Where a line below holds the string "code", copy that line.

- Data to use
-*-
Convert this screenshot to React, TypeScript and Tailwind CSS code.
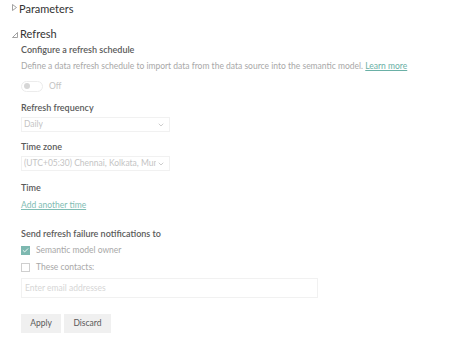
-*-
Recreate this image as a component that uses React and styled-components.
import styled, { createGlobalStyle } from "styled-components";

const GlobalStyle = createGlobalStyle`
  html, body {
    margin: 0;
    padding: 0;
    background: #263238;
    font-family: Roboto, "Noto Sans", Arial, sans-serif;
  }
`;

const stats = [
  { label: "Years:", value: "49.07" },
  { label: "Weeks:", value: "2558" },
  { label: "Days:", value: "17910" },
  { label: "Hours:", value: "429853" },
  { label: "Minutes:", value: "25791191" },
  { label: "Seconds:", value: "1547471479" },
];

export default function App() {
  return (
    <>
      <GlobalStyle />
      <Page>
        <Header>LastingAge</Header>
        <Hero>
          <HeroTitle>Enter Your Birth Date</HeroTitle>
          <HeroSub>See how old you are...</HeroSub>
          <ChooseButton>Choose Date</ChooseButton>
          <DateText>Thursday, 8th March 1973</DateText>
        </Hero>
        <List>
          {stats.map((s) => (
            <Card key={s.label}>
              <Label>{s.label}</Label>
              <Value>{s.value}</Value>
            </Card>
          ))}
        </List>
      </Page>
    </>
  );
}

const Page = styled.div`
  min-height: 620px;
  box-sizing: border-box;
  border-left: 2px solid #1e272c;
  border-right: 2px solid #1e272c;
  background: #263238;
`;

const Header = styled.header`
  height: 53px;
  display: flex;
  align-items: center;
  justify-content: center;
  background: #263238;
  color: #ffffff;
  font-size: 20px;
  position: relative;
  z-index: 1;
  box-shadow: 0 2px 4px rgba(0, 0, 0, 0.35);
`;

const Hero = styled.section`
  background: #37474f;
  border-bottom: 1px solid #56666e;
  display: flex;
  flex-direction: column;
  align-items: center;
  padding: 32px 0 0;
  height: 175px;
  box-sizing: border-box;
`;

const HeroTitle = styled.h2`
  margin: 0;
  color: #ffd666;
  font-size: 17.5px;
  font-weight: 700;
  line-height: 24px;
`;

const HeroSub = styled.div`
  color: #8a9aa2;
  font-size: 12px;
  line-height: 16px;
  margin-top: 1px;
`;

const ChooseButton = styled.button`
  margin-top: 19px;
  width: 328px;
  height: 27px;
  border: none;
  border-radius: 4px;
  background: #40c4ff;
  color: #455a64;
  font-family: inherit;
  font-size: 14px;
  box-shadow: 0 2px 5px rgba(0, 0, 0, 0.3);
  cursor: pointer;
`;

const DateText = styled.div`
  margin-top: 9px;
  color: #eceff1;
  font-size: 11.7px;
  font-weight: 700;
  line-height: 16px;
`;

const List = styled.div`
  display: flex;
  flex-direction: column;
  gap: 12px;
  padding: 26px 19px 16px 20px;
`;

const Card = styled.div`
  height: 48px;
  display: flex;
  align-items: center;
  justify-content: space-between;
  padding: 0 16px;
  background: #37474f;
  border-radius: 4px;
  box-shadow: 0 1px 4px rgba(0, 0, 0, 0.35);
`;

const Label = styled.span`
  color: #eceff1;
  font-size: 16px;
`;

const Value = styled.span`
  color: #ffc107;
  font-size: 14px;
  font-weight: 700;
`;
-*-
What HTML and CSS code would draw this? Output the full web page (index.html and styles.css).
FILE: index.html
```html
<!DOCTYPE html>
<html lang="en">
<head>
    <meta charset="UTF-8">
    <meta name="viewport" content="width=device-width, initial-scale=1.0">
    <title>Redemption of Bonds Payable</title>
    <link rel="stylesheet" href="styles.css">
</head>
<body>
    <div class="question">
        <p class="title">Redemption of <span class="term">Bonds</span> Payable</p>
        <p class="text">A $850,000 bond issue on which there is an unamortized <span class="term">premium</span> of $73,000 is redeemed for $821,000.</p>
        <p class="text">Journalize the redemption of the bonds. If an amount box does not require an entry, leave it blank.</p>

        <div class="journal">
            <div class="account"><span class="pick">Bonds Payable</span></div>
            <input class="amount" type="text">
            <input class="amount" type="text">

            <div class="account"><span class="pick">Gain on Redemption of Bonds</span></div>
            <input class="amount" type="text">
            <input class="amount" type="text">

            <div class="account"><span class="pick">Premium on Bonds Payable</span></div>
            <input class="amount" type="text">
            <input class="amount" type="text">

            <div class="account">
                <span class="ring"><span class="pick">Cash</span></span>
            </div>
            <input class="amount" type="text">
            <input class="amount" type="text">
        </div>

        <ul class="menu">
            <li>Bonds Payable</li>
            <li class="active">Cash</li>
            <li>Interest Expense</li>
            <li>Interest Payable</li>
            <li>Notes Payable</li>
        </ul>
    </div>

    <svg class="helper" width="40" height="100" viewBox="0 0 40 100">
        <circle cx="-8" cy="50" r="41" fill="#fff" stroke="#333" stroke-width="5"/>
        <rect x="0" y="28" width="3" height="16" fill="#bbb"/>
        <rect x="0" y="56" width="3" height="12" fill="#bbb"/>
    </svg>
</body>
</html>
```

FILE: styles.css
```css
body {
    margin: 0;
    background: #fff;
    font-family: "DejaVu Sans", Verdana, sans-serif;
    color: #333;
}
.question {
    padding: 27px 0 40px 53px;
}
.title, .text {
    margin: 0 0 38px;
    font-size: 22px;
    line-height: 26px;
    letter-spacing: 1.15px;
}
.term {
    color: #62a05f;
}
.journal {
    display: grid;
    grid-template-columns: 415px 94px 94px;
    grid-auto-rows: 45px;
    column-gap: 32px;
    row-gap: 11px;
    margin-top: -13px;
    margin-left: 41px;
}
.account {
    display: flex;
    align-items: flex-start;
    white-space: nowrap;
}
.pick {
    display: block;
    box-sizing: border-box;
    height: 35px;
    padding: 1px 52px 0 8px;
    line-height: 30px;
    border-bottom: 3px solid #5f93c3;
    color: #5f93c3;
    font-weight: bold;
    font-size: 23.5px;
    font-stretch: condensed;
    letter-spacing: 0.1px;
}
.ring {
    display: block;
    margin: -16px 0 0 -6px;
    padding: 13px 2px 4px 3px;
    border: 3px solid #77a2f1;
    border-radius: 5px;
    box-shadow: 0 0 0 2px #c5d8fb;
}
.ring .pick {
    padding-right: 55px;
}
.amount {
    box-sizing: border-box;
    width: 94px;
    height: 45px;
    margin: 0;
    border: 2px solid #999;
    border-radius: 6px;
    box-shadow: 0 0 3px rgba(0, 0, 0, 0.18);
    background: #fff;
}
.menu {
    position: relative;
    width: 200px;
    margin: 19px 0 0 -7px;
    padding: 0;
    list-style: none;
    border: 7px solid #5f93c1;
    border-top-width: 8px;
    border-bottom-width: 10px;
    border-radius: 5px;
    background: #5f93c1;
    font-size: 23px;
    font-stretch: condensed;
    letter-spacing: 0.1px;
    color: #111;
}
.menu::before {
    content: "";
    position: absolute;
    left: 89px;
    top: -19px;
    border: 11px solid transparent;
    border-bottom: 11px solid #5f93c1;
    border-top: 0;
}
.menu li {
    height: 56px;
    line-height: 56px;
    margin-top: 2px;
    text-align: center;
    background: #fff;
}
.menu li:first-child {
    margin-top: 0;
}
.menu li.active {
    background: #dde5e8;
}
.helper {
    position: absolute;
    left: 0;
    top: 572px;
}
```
-*-
- Solution
Convert this screenshot to React, TypeScript and Tailwind CSS code.
What HTML and CSS code would draw this? Output the full web page (index.html and styles.css).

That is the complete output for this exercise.